Exclusion of Testimony and Its Impact
The court addressed the Webbs' argument regarding the exclusion of testimony from Mrs. Webb and another witness about conversations with the third-party purchasers. The Webbs contended that this testimony was relevant to demonstrate that Mrs. Elrod had communicated with the third-party purchasers, which they argued was an operative fact. However, the court noted that the testimony of the third-party purchasers had already confirmed Mrs. Elrod's communications, which included her inability to accept further payments and her intention to foreclose. Since the excluded testimony would not have added any new evidence or materially affected the case, the court found no prejudice stemming from its exclusion. The court concluded that the essential facts surrounding Mrs. Elrod's interactions with the third-party purchasers were adequately covered by the testimony already presented, reinforcing the notion that the Webbs' claims lacked a legal basis for interference.

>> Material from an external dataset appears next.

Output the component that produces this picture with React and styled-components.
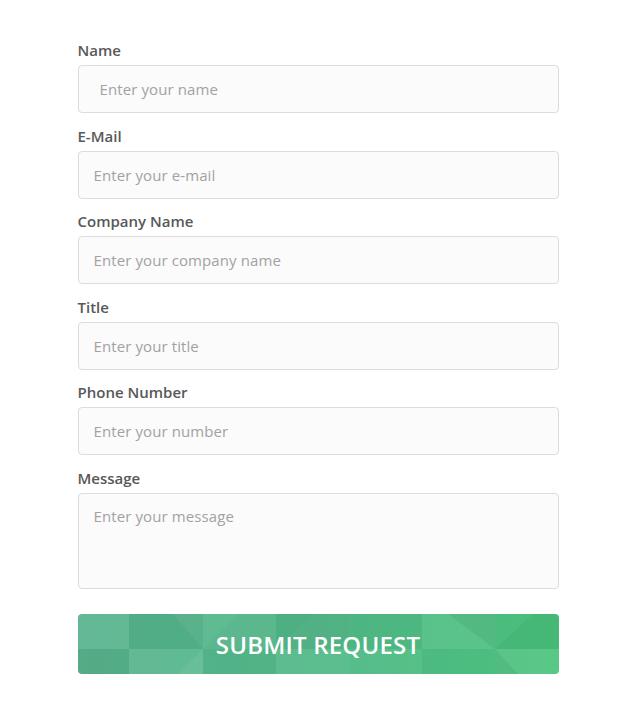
import React from "react";
import styled, { createGlobalStyle } from "styled-components";

const Global = createGlobalStyle`
  html, body { margin: 0; padding: 0; background: #ffffff; }
  body { font-family: "Open Sans", "DejaVu Sans", sans-serif; }
  * { box-sizing: border-box; }
`;

const Page = styled.div`
  display: flex;
  justify-content: center;
  padding: 40px 0 40px 0;
`;

const Form = styled.form`
  width: 481px;
  display: flex;
  flex-direction: column;
  gap: 12.5px;
`;

const Field = styled.div`
  display: flex;
  flex-direction: column;
  gap: 4px;
`;

const Label = styled.label`
  font-size: 15px;
  line-height: 21px;
  font-weight: 600;
  color: #585858;
`;

const fieldCss = `
  width: 100%;
  border: 1px solid #dcdcdc;
  border-radius: 4px;
  background: #fbfbfb;
  font-family: "Open Sans", "DejaVu Sans", sans-serif;
  font-size: 15px;
  letter-spacing: 0.1px;
  color: #444;
  outline: none;
  &::placeholder { color: #a2a2a2; }
`;

const Input = styled.input`
  ${fieldCss}
  height: 48px;
  padding: 0 0 0 ${(p) => p.$pad || 15}px;
`;

const TextArea = styled.textarea`
  ${fieldCss}
  height: 96px;
  padding: 12px 15px;
  resize: none;
  line-height: 21px;
`;

const Button = styled.button`
  position: relative;
  margin-top: 12.5px;
  height: 60px;
  width: 100%;
  border: none;
  border-radius: 4px;
  overflow: hidden;
  background: linear-gradient(90deg, #5bb48f 0%, #52b989 50%, #4ec57f 100%);
  cursor: pointer;
  padding: 0;
`;

const Pattern = styled.svg`
  position: absolute;
  inset: 0;
  width: 100%;
  height: 100%;
`;

const ButtonText = styled.span`
  position: relative;
  top: 1px;
  font-family: "Open Sans", "DejaVu Sans", sans-serif;
  font-size: 24px;
  font-weight: 600;
  color: #ffffff;
  letter-spacing: 0.2px;
`;

function ButtonPattern() {
  const dark = "rgba(0,60,30,0.07)";
  const light = "rgba(255,255,255,0.06)";
  return (
    <Pattern viewBox="0 0 481 60" preserveAspectRatio="none" aria-hidden="true">
      <rect x="0" y="0" width="51" height="35" fill={light} />
      <rect x="0" y="35" width="51" height="25" fill={dark} />
      <rect x="51" y="0" width="74" height="35" fill={dark} />
      <polygon points="95,0 125,0 125,35" fill={light} />
      <rect x="51" y="35" width="74" height="25" fill={light} />
      <polygon points="125,35 100,60 125,60" fill={light} />
      <rect x="125" y="0" width="73" height="35" fill={light} />
      <polygon points="125,35 160,0 198,0 198,35" fill={dark} opacity="0.4" />
      <rect x="125" y="35" width="73" height="25" fill={dark} opacity="0.5" />
      <rect x="198" y="0" width="73" height="35" fill={dark} />
      <polygon points="198,35 235,0 271,0 271,35" fill={light} opacity="0.5" />
      <rect x="198" y="35" width="73" height="25" fill={light} />
      <rect x="271" y="0" width="73" height="35" fill={dark} opacity="0.6" />
      <rect x="271" y="35" width="73" height="25" fill={light} opacity="0.5" />
      <rect x="344" y="0" width="73" height="35" fill={light} />
      <polygon points="370,0 417,0 417,35" fill={dark} />
      <rect x="344" y="35" width="73" height="25" fill={dark} opacity="0.4" />
      <rect x="417" y="0" width="64" height="35" fill={dark} opacity="0.6" />
      <polygon points="417,35 455,0 481,0 481,35" fill={dark} opacity="0.6" />
      <rect x="417" y="35" width="64" height="25" fill={light} />
      <polygon points="417,35 440,60 417,60" fill={dark} />
    </Pattern>
  );
}

const fields = [
  { label: "Name", placeholder: "Enter your name", pad: 21 },
  { label: "E-Mail", placeholder: "Enter your e-mail" },
  { label: "Company Name", placeholder: "Enter your company name" },
  { label: "Title", placeholder: "Enter your title" },
  { label: "Phone Number", placeholder: "Enter your number" },
];

export default function App() {
  return (
    <>
      <Global />
      <Page>
        <Form onSubmit={(e) => e.preventDefault()}>
          {fields.map((f) => (
            <Field key={f.label}>
              <Label>{f.label}</Label>
              <Input placeholder={f.placeholder} $pad={f.pad} />
            </Field>
          ))}
          <Field>
            <Label>Message</Label>
            <TextArea placeholder="Enter your message" />
          </Field>
          <Button type="submit">
            <ButtonPattern />
            <ButtonText>SUBMIT REQUEST</ButtonText>
          </Button>
        </Form>
      </Page>
    </>
  );
}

Conclusion and Affirmation of the Trial Court
In conclusion, the court affirmed the trial court's decision to grant the directed verdict in favor of the Elrods. The court found that the evidence did not support the Webbs' claim of intentional interference with contractual relations, as the Elrods acted within their legal rights and without malice. The Webbs' arguments regarding Mrs. Elrod's communications with the third-party purchasers and the exclusion of testimony did not alter the outcome, as they failed to demonstrate any intentional procurement of breach or lack of justification. Ultimately, the court's decision reinforced the principle that a party's good faith exercise of legal rights, even if it impacts another's contractual relationships, does not constitute wrongful interference. As a result, the appellate court upheld the lower court's ruling, confirming the Elrods' position and actions as legally justified under the circumstances.